What about my credit score?
You might be holding back on switching credit cards because you’re worried about a hit to your credit score.
This is a valid concern. Your credit score will drop if you:
- Reduce your total credit across all cards.
- Use over 33% of your available credit.
- Open several credit cards over a short period.
The answer? Move your credit cards slowly. You will see a dip in your credit score, but it will rise again in a few months. If you’re planning something that requires a high credit score, like a house purchase, you can simply wait till that’s done to begin the process.
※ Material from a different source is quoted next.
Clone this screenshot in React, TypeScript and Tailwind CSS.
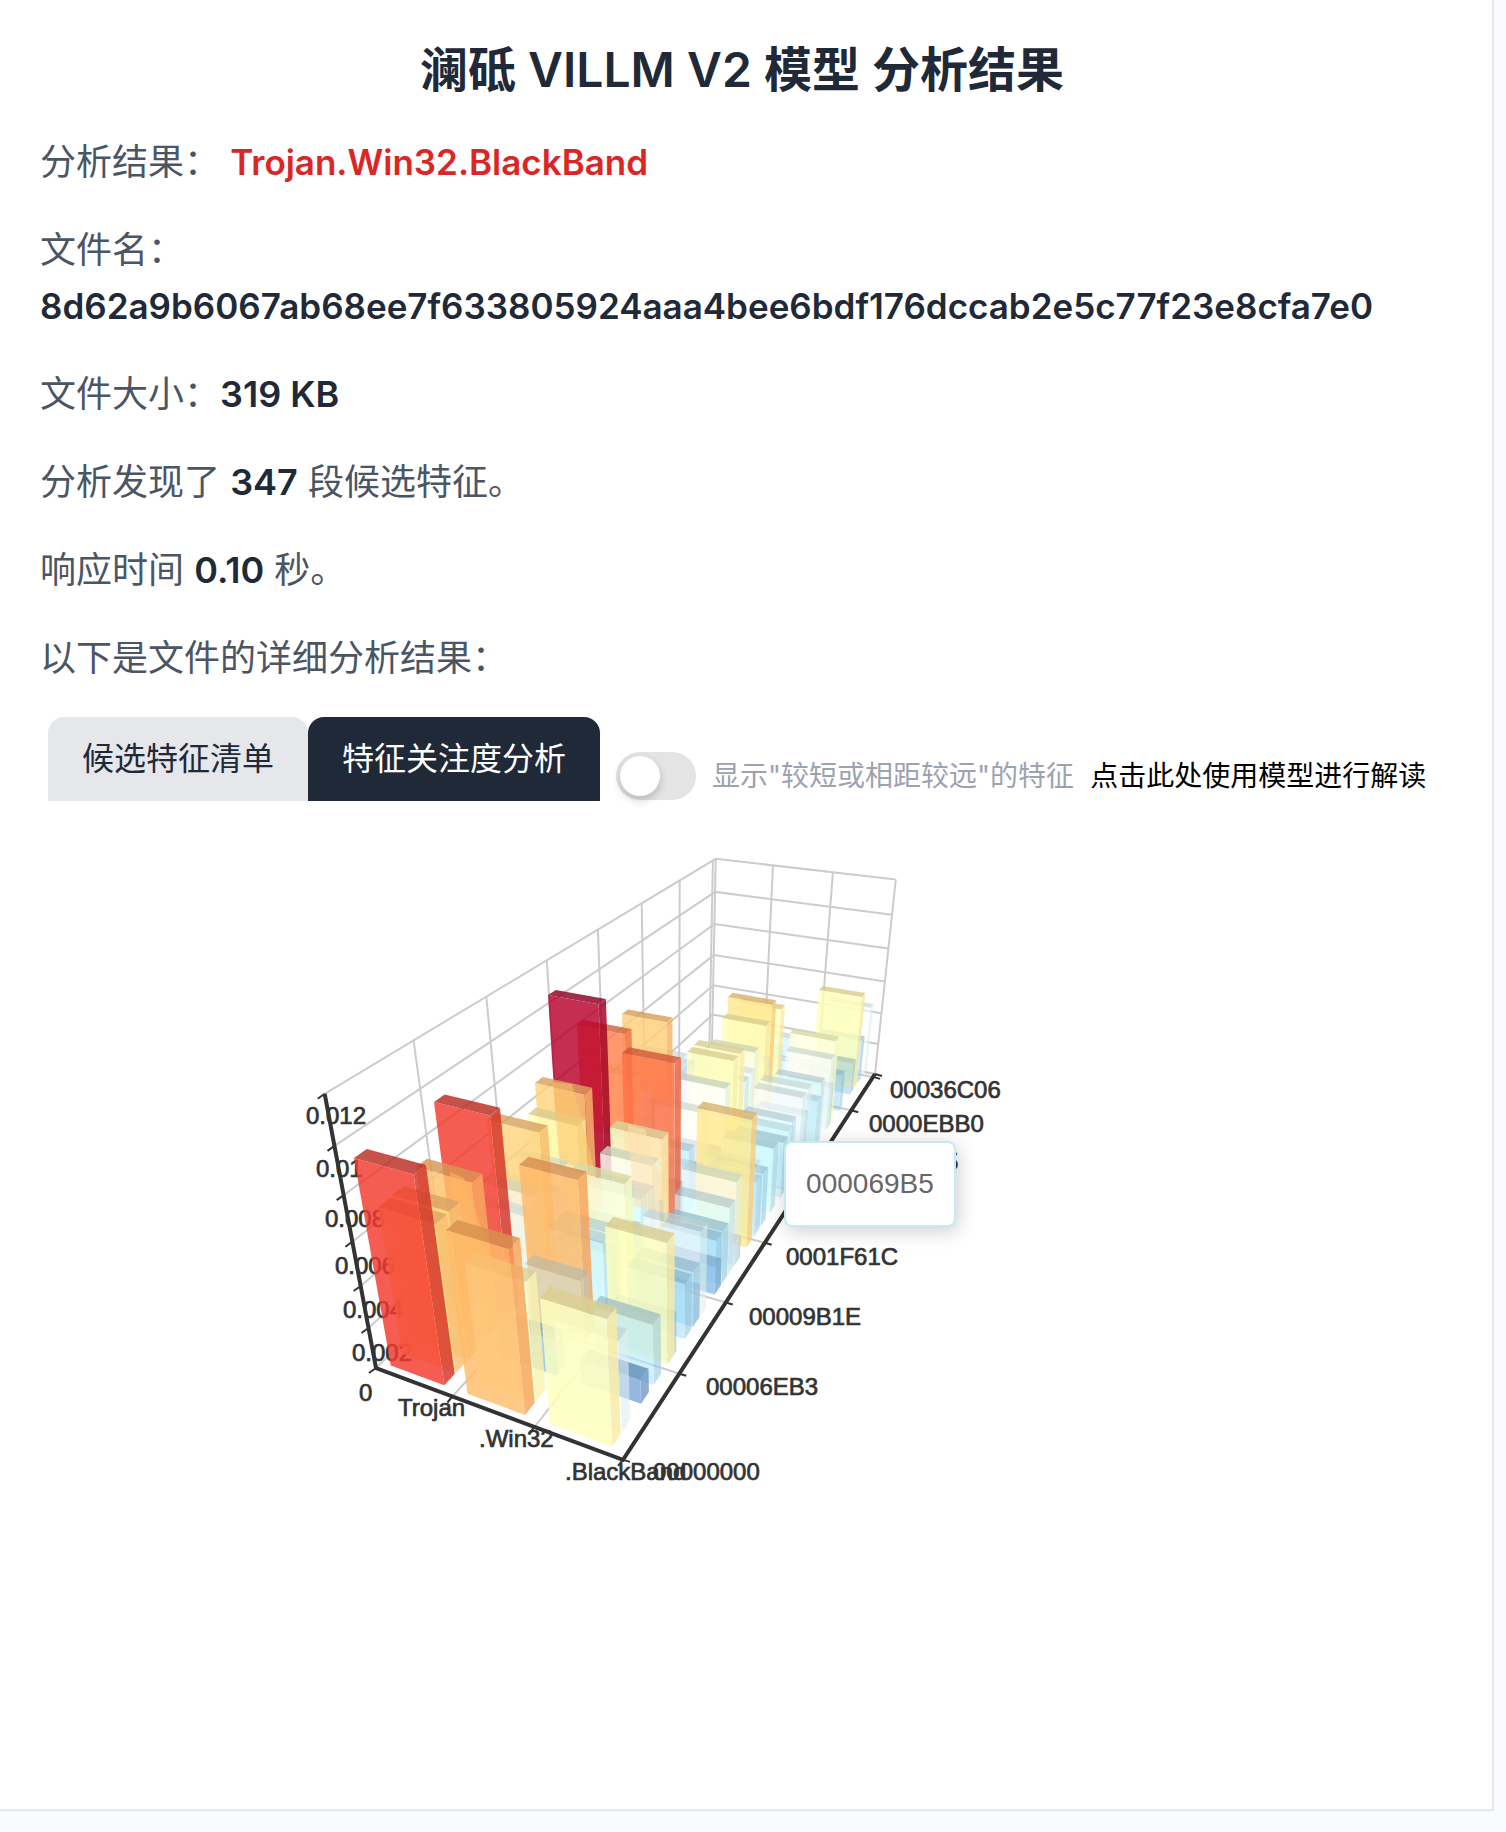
import React, { useState } from "react";

type Point = [number, number];

// Column index (0 = Trojan, 1 = .Win32, 2 = .BlackBand) and the front top-left corner of the bar
type Anchor = [number, number, number];

interface Shape {
  depth: number;
  opacity: number;
  faces: { points: string; fill: string }[];
}

const PALETTE = [
  [49, 54, 149],
  [69, 117, 180],
  [116, 173, 209],
  [171, 217, 233],
  [224, 243, 248],
  [255, 255, 191],
  [254, 224, 144],
  [253, 174, 97],
  [244, 109, 67],
  [215, 48, 39],
  [165, 0, 38],
];

// Perspective camera, rows for x, y and w over (column, depth, value)
const CAM_X = [182.3, 817.2, -99, 376];
const CAM_Y = [-59.6, 379.9, -435, 1368];
const CAM_W = [-0.1038, 0.6758, -0.147, 1];

const BAR_WIDTH = 0.235;
const BAR_THICKNESS = 0.02;
const MAX_VALUE = 0.88;
const DEPTH_TICKS = [0.141, 0.282, 0.423, 0.564, 0.705, 0.846, 0.987];

const ANCHORS: Anchor[] = [
  [0, 354, 1158],
  [0, 378, 1207],
  [0, 392, 1195],
  [0, 416, 1167],
  [0, 434, 1102],
  [0, 487, 1120],
  [0, 481, 1182],
  [0, 512, 1156],
  [0, 528, 1114],
  [0, 535, 1083],
  [0, 548, 995],
  [0, 577, 1025],
  [0, 588, 1068],
  [0, 600, 1080],
  [0, 622, 1014],
  [0, 640, 1050],
  [1, 446, 1230],
  [1, 465, 1263],
  [1, 497, 1322],
  [1, 519, 1165],
  [1, 548, 1228],
  [1, 557, 1219],
  [1, 570, 1170],
  [1, 588, 1186],
  [1, 596, 1180],
  [1, 600, 1153],
  [1, 610, 1127],
  [1, 622, 1053],
  [1, 640, 1140],
  [1, 655, 1103],
  [1, 679, 1079],
  [1, 687, 1052],
  [1, 694, 1045],
  [1, 700, 1073],
  [1, 710, 1044],
  [1, 722, 1018],
  [1, 728, 997],
  [1, 738, 1002],
  [2, 540, 1298],
  [2, 554, 1320],
  [2, 580, 1360],
  [2, 592, 1306],
  [2, 605, 1226],
  [2, 627, 1267],
  [2, 636, 1256],
  [2, 643, 1216],
  [2, 661, 1226],
  [2, 668, 1217],
  [2, 675, 1194],
  [2, 682, 1169],
  [2, 697, 1108],
  [2, 705, 1170],
  [2, 712, 1162],
  [2, 723, 1137],
  [2, 734, 1132],
  [2, 743, 1112],
  [2, 754, 1088],
  [2, 760, 1080],
  [2, 775, 1074],
  [2, 786, 1051],
  [2, 790, 1033],
  [2, 819, 990],
  [2, 820, 1033],
  [2, 829, 1001],
];

// Slices where a translucent bar shows through a taller one
const SLICES: Shape[] = [
  { depth: 0.3, opacity: 0.55, faces: [{ points: "553,1082 572,1084 594,1168 560,1164", fill: "#fbc66a" }] },
  { depth: 0.09, opacity: 0.6, faces: [{ points: "450,1172 464,1178 500,1280 460,1270", fill: "#fdb863" }] },
  { depth: 0.24, opacity: 0.55, faces: [{ points: "628,1125 645,1129 667,1203 667,1214 634,1206", fill: "#fde0b0" }] },
];

const LABELS: [string, number, number][] = [
  ["0.012", 306, 1124],
  ["0.01", 316, 1177],
  ["0.008", 325, 1227],
  ["0.006", 335, 1274],
  ["0.004", 343, 1318],
  ["0.002", 352, 1361],
  ["0", 359, 1401],
  ["Trojan", 398, 1416],
  [".Win32", 479, 1447],
  [".BlackBand", 565, 1480],
  ["00000000", 653, 1480],
  ["00006EB3", 706, 1395],
  ["00009B1E", 749, 1325],
  ["0001F61C", 786, 1265],
  ["000069B5", 849, 1170],
  ["0000EBB0", 869, 1132],
  ["00036C06", 890, 1098],
];

const project = (u: number, v: number, t: number): Point => {
  const w = CAM_W[0] * u + CAM_W[1] * v + CAM_W[2] * t + CAM_W[3];
  return [
    (CAM_X[0] * u + CAM_X[1] * v + CAM_X[2] * t + CAM_X[3]) / w,
    (CAM_Y[0] * u + CAM_Y[1] * v + CAM_Y[2] * t + CAM_Y[3]) / w,
  ];
};

// Recover depth and value of a bar from its column and corner
const unproject = (u: number, x: number, y: number) => {
  const a1 = CAM_X[1] - x * CAM_W[1];
  const b1 = CAM_X[2] - x * CAM_W[2];
  const c1 = x * (CAM_W[0] * u + CAM_W[3]) - CAM_X[0] * u - CAM_X[3];
  const a2 = CAM_Y[1] - y * CAM_W[1];
  const b2 = CAM_Y[2] - y * CAM_W[2];
  const c2 = y * (CAM_W[0] * u + CAM_W[3]) - CAM_Y[0] * u - CAM_Y[3];
  const det = a1 * b2 - a2 * b1;
  return { depth: (c1 * b2 - c2 * b1) / det, value: (a1 * c2 - a2 * c1) / det };
};

const toPoints = (points: Point[]) => points.map(([x, y]) => `${x.toFixed(1)},${y.toFixed(1)}`).join(" ");

const colorOf = (value: number) => {
  const pos = Math.min(Math.max(value / MAX_VALUE, 0), 1) * (PALETTE.length - 1);
  const i = Math.min(Math.floor(pos), PALETTE.length - 2);
  return PALETTE[i].map((c, k) => c + (PALETTE[i + 1][k] - c) * (pos - i));
};

const shade = (rgb: number[], factor: number) =>
  `rgb(${rgb.map((c) => Math.min(255, Math.round(c * factor))).join(",")})`;

const makeBar = (u: number, depth: number, value: number, opacity: number): Shape => {
  const right = u + BAR_WIDTH;
  const back = depth + BAR_THICKNESS;
  const rgb = colorOf(value);
  const side = [project(right, depth, 0), project(right, depth, value), project(right, back, value), project(right, back, 0)];
  const front = [project(u, depth, 0), project(u, depth, value), project(right, depth, value), project(right, depth, 0)];
  const top = [project(u, depth, value), project(u, back, value), project(right, back, value), project(right, depth, value)];
  return {
    depth,
    opacity,
    faces: [
      { points: toPoints(side), fill: shade(rgb, 0.98) },
      { points: toPoints(front), fill: shade(rgb, 1.12) },
      { points: toPoints(top), fill: shade(rgb, 0.86) },
    ],
  };
};

const columnStart = (col: number) => col / 3 + 0.04;

const tallBars = ANCHORS.map(([col, x, y]) => {
  const u = columnStart(col);
  const { depth, value } = unproject(u, x, y);
  return makeBar(u, depth, value, value > 0.38 ? 0.82 : 0.6);
});

// Low-attention segments between the tall ones
const lowBars = Array.from({ length: 36 }, (_, i) => {
  const col = i % 3;
  const depth = 0.13 + Math.floor(i / 3) * 0.068 + col * 0.012;
  const value = 0.1 + ((i * 7) % 11) * 0.022;
  return makeBar(columnStart(col), depth, value, 0.4);
});

const shapes = [...tallBars, ...lowBars, ...SLICES].sort((a, b) => b.depth - a.depth);

const gridLines: Point[][] = [
  ...[0, 1, 2, 3, 4, 5, 6].map((n) => [project(0, 0, n / 6), project(0, 1, n / 6), project(1, 1, n / 6)]),
  ...[...DEPTH_TICKS, 1].map((v) => [project(0, v, 1), project(0, v, 0), project(1, v, 0)]),
  ...[1 / 3, 2 / 3, 1].map((u) => [project(u, 1, 1), project(u, 1, 0), project(u, 0, 0)]),
];

const ticks: Point[][] = [
  ...[0, 1, 2, 3, 4, 5, 6].map((n) => {
    const [x, y] = project(0, 0, n / 6);
    return [[x, y], [x - 7, y + 5]] as Point[];
  }),
  ...[1 / 3, 2 / 3, 1].map((u) => {
    const [x, y] = project(u, 0, 0);
    return [[x, y], [x - 5, y + 6]] as Point[];
  }),
  ...[0, ...DEPTH_TICKS, 1].map((v) => {
    const [x, y] = project(1, v, 0);
    return [[x, y], [x + 7, y + 2]] as Point[];
  }),
];

const AttentionChart: React.FC = () => (
  <div className="relative">
    <svg viewBox="40 801 1404 988" className="block h-auto w-full" role="img" aria-label="特征关注度分析">
      <g fill="none" stroke="#cccccc" strokeWidth={2}>
        {gridLines.map((line, i) => (
          <polyline key={i} points={toPoints(line)} />
        ))}
      </g>
      <g fill="none" stroke="#333333" strokeWidth={2}>
        {ticks.map((line, i) => (
          <polyline key={i} points={toPoints(line)} />
        ))}
        <polyline
          points={toPoints([project(0, 0, 1), project(0, 0, 0), project(1, 0, 0), project(1, 1, 0)])}
          strokeWidth={4}
        />
      </g>
      <g fill="#333333" stroke="#333333" strokeWidth={0.7} fontSize={24} className="font-['Liberation_Sans',sans-serif]">
        {LABELS.map(([text, x, y]) => (
          <text key={`${text}-${x}`} x={x} y={y}>
            {text}
          </text>
        ))}
      </g>
      {shapes.map((shape, i) => (
        <g key={i} opacity={shape.opacity}>
          {shape.faces.map((face, k) => (
            <polygon key={k} points={face.points} fill={face.fill} />
          ))}
        </g>
      ))}
    </svg>
    <div className="absolute top-[34.4%] left-[53%] rounded-lg border-2 border-[#c8e8f4] bg-white p-5 font-['Liberation_Sans',sans-serif] text-[28px] leading-[42px] text-[#666666] shadow-[2px_4px_20px_rgba(0,0,0,0.2)]">
      000069B5
    </div>
  </div>
);

export default function App() {
  const [tab, setTab] = useState<"list" | "attention">("attention");
  const [showShort, setShowShort] = useState(false);

  const tabClass = (active: boolean) =>
    active
      ? "rounded-t-2xl bg-[#1f2937] px-[34px] py-4 text-white"
      : "rounded-t-2xl bg-[#e5e7eb] px-[34px] py-4 text-[#1f2937]";

  return (
    <div className="min-h-screen bg-[#fafbfd] pr-3 font-['Inter','Noto_Sans_CJK_SC',sans-serif]">
      <main className="border-r-2 border-b-2 border-[#e5e7eb] bg-white pt-[42px] pr-12 pb-5 pl-10">
        <h1 className="mb-9 text-center text-[48px] leading-[56px] font-semibold text-[#1f2937]">
          澜砥 VILLM V2 模型 分析结果
        </h1>

        {/* Summary */}
        <div className="space-y-8 text-[36px] leading-[56px] text-[#4b5563]">
          <p>
            分析结果： <span className="text-[35px] font-semibold text-[#dc2626]">Trojan.Win32.BlackBand</span>
          </p>
          <p>
            文件名：
            <br />
            <span className="text-[35px] font-semibold text-[#1f2937]">
              8d62a9b6067ab68ee7f633805924aaa4bee6bdf176dccab2e5c77f23e8cfa7e0
            </span>
          </p>
          <p>
            文件大小：<span className="font-semibold text-[#1f2937]">319 KB</span>
          </p>
          <p>
            分析发现了 <span className="font-semibold text-[#1f2937]">347</span> 段候选特征。
          </p>
          <p>
            响应时间 <span className="font-semibold text-[#1f2937]">0.10</span> 秒。
          </p>
          <p>以下是文件的详细分析结果：</p>
        </div>

        {/* Tabs */}
        <div className="mt-[31px] ml-2 flex items-end">
          <div className="flex text-[32px] leading-[52px]">
            <button type="button" className={tabClass(tab === "list")} onClick={() => setTab("list")}>
              候选特征清单
            </button>
            <button type="button" className={tabClass(tab === "attention")} onClick={() => setTab("attention")}>
              特征关注度分析
            </button>
          </div>
          <label className="ml-4 flex h-[50px] items-center gap-4 text-[28px] whitespace-nowrap text-[#9ca3af]">
            <input
              type="checkbox"
              role="switch"
              checked={showShort}
              onChange={(e) => setShowShort(e.target.checked)}
              className="h-12 w-20 appearance-none rounded-full bg-[#e4e4e4] p-1 before:block before:size-10 before:rounded-full before:bg-white before:shadow-[0_4px_8px_rgba(0,0,0,0.2)] checked:bg-[#1f2937] checked:before:translate-x-8"
            />
            显示"较短或相距较远"的特征
          </label>
          <a href="#explain" className="ml-4 text-[28px] leading-[50px] whitespace-nowrap text-black">
            点击此处使用模型进行解读
          </a>
        </div>

        <AttentionChart />
      </main>
    </div>
  );
}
A handy tool for tracking your credit score is Credit Karma.
Will I make a difference?
As Nicole Ghio of the Sierra Club emphasized, divesting does make an impact. Banks are paying attention, she said. Some European banks are even selling their shares in the Dakota Access Pipeline, and reviewing their fossil fuel investments. The movement is spreading.
Money talks — and you have the power to make a difference. When we all work together, our small actions add up to an epic effect. So why not make the move now? You’ll sleep better at night knowing that your money is supporting your values!
This article is meant as a general overview, and does not constitute financial advice. For advice on your specific situation, be sure to consult a finance professional.